After months of hard work and preparation, the Rip Curl World Heli Challenge launched into its 5th year of competition. Gathered are the world's foremost extreme skiers and snowboarders — a veritable who's who of the skiing and snowboarding world, including Frenchman Guerlin Chicherit, winner of this year's World Extreme Skiing Championships in Alaska. Karleen Jeffrey, 1999 Transworld Snowboarding's female snowboarder of the year, Jeremy Jones, a world leading freerider, Marguerite Cossettini, a former world bordercross champion, and Axel Papaute, current "King of the Hill."

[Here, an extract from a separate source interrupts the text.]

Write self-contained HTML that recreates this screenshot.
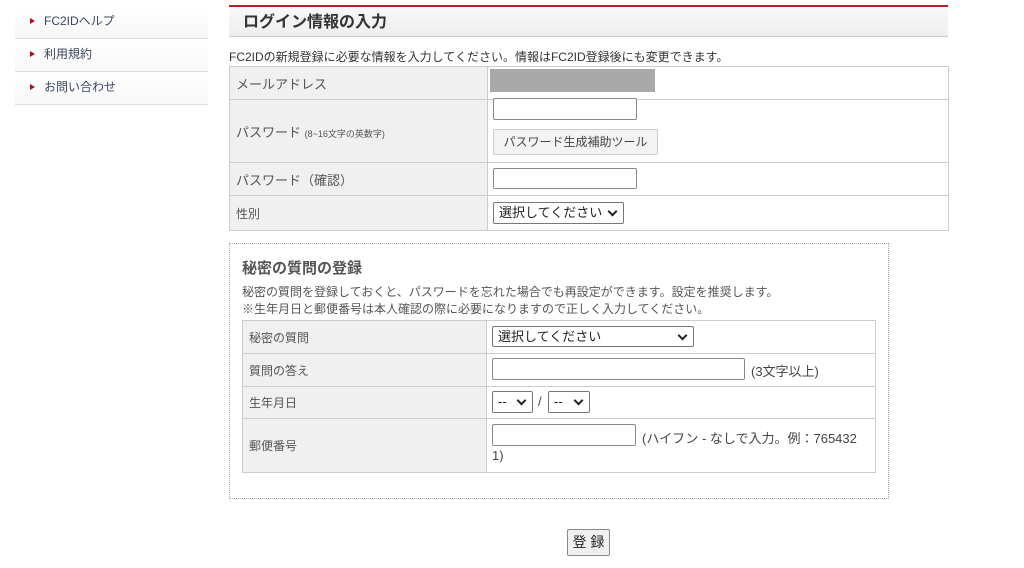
<!DOCTYPE html>
<html><head><meta charset="utf-8"><style>
*{margin:0;padding:0;box-sizing:border-box}
body{width:1024px;height:568px;background:#fff;font-family:"Liberation Sans","Noto Sans CJK JP",sans-serif;color:#444;position:relative;overflow:hidden;font-size:12px}
.a{position:absolute}
.side{left:15px;top:6px;width:193px}
.side div{height:33px;border-bottom:1px solid #ddd;background:linear-gradient(#fff,#f7f7f7);line-height:31px;padding-left:29px;position:relative;color:#3a4560;font-size:12px}
.side div:before{content:"";position:absolute;left:15px;top:12px;border-left:5px solid #b01020;border-top:3.5px solid transparent;border-bottom:3.5px solid transparent}
.hd{left:229px;top:5px;width:719px;height:32px;border-top:2px solid #b3202a;border-bottom:1px solid #ccc;background:linear-gradient(#f8f8f8,#eee);font-weight:bold;font-size:16px;color:#333;padding-left:14px;line-height:31px}
table{border-collapse:collapse;position:absolute}
td{border:1px solid #ccc;font-size:12px;color:#555;vertical-align:middle}
td.l{background:#f0f0f0;padding-left:6px}
.in{position:absolute;border:1px solid #888;border-radius:2px;background:#fff}
.sel{position:absolute;border:1px solid #777;border-radius:2px;background:#fff;font-size:13px;color:#222;padding-left:5px;line-height:19px}
.sel:after{content:"";position:absolute;right:7px;top:5px;width:5px;height:5px;border-right:2px solid #222;border-bottom:2px solid #222;transform:rotate(45deg)}
</style></head><body>
<div class="a side"><div>FC2IDヘルプ</div><div>利用規約</div><div>お問い合わせ</div></div>
<div class="a hd">ログイン情報の入力</div>
<div class="a" style="left:229px;top:48px;font-size:12px;color:#333">FC2IDの新規登録に必要な情報を入力してください。情報はFC2ID登録後にも変更できます。</div>
<table style="left:229px;top:66px;width:720px">
<tr style="height:33px"><td class="l" style="width:258px;font-size:13px">メールアドレス</td><td></td></tr>
<tr style="height:63px"><td class="l" style="font-size:13px">パスワード <span style="font-size:9px">(8~16文字の英数字)</span></td><td></td></tr>
<tr style="height:33px"><td class="l" style="font-size:13px">パスワード（確認）</td><td></td></tr>
<tr style="height:35px"><td class="l">性別</td><td></td></tr>
</table>
<div class="a" style="left:490px;top:69px;width:165px;height:23px;background:#a9a9a9"></div>
<div class="in" style="left:493px;top:98px;width:144px;height:22px"></div>
<div class="a" style="left:493px;top:129px;width:165px;height:26px;border:1px solid #ccc;border-radius:2px;background:#f3f3f3;font-size:12px;text-align:center;line-height:24px;color:#444">パスワード生成補助ツール</div>
<div class="in" style="left:493px;top:168px;width:144px;height:21px"></div>
<div class="sel" style="left:493px;top:202px;width:131px;height:22px">選択してください</div>
<div class="a" style="left:229px;top:243px;width:660px;height:256px;border:1px dotted #aaa"></div>
<div class="a" style="left:242px;top:257px;font-size:15px;font-weight:bold;color:#555">秘密の質問の登録</div>
<div class="a" style="left:242px;top:284px;font-size:12px;color:#555;line-height:17px">秘密の質問を登録しておくと、パスワードを忘れた場合でも再設定ができます。設定を推奨します。<br>※生年月日と郵便番号は本人確認の際に必要になりますので正しく入力してください。</div>
<table style="left:242px;top:320px;width:634px">
<tr style="height:33px"><td class="l" style="width:244px">秘密の質問</td><td></td></tr>
<tr style="height:33px"><td class="l">質問の答え</td><td></td></tr>
<tr style="height:32px"><td class="l">生年月日</td><td></td></tr>
<tr style="height:54px"><td class="l">郵便番号</td><td></td></tr>
</table>
<div class="sel" style="left:492px;top:326px;width:202px;height:21px">選択してください</div>
<div class="in" style="left:492px;top:358px;width:253px;height:22px"></div>
<div class="a" style="left:751px;top:361px;font-size:13px;color:#444">(3文字以上)</div>
<div class="sel" style="left:492px;top:391px;width:41px;height:22px">--</div>
<div class="a" style="left:538px;top:394px;font-size:13px">/</div>
<div class="sel" style="left:548px;top:391px;width:42px;height:22px">--</div>
<div class="in" style="left:492px;top:424px;width:144px;height:22px"></div>
<div class="a" style="left:642px;top:428px;font-size:13px;color:#444">(ハイフン - なしで入力。例：765432</div>
<div class="a" style="left:492px;top:448px;font-size:13px;color:#444">1)</div>
<div class="a" style="left:567px;top:529px;width:43px;height:27px;border:1px solid #888;border-radius:2px;background:#f0f0f0;text-align:center;line-height:25px;font-size:14px;color:#222">登 録</div>
</body></html>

All athletes attended a brief safety meeting with the pilots and loading crew of the helicopters that will be used to transport them deep into the back country of the New Zealand Southern Alps.

"Safety is a major issue for us," said Tony Harrington. "There is a high degree of danger involved in what these people do on big mountains, negotiating steep cliffs, tight chutes and near vertical terrain. The safety of competitors is the highest priority."

Harrington blasted things off in his introduction speech, applauding Rip Curl, Qantas, Red Bull, and Jack Daniels, for making and keeping the event a success. Tony emphasized that, "....without the continued support of great sponsorship, this event would not have reached the international success that it has."

After the welcoming presentation the competitors relaxed, joked, and caught up with other elite mountain athletes from over 12 countries on six continents. Current world champion snowboarder, Matt Goodwill, summed up the feelings of the competitors, "We're all feeling really excited about this event. It's great that we can all come down here for two weeks catch up with old friends and challenge each other to keep raising the level of our sport."

"This event is about freeriding, which is a big movement in the mountain world these days," said Harrington. "It's more camaraderie than competition and the vibe of this event is very special - more of a social gathering - but the action really is spectacular as the best in the world go off in what is more an expression session than a rigid competition."

The Rip Curl World Heli Challenge began July 24 and concludes on August 7 with the Pulsate Wanaka Big Air, a spectacular display of boarding and skiing tricks on a massive jump constructed of scaffolding in the center of Wanaka. Competitors use the opportunity to showcase their breadth, throwing maneuvers in front of over 5000 spectators.

Looking further ahead at the weather, a big low pressure system is currently sitting South of Australia and making its way across to New Zealand. Forecasts show that it should hit New Zealand by tomorrow (July 30) bringing with it big dumps of fresh snow followed by clear weather ready for the third and final day of competition, the Rip Curl Chinese Downhill.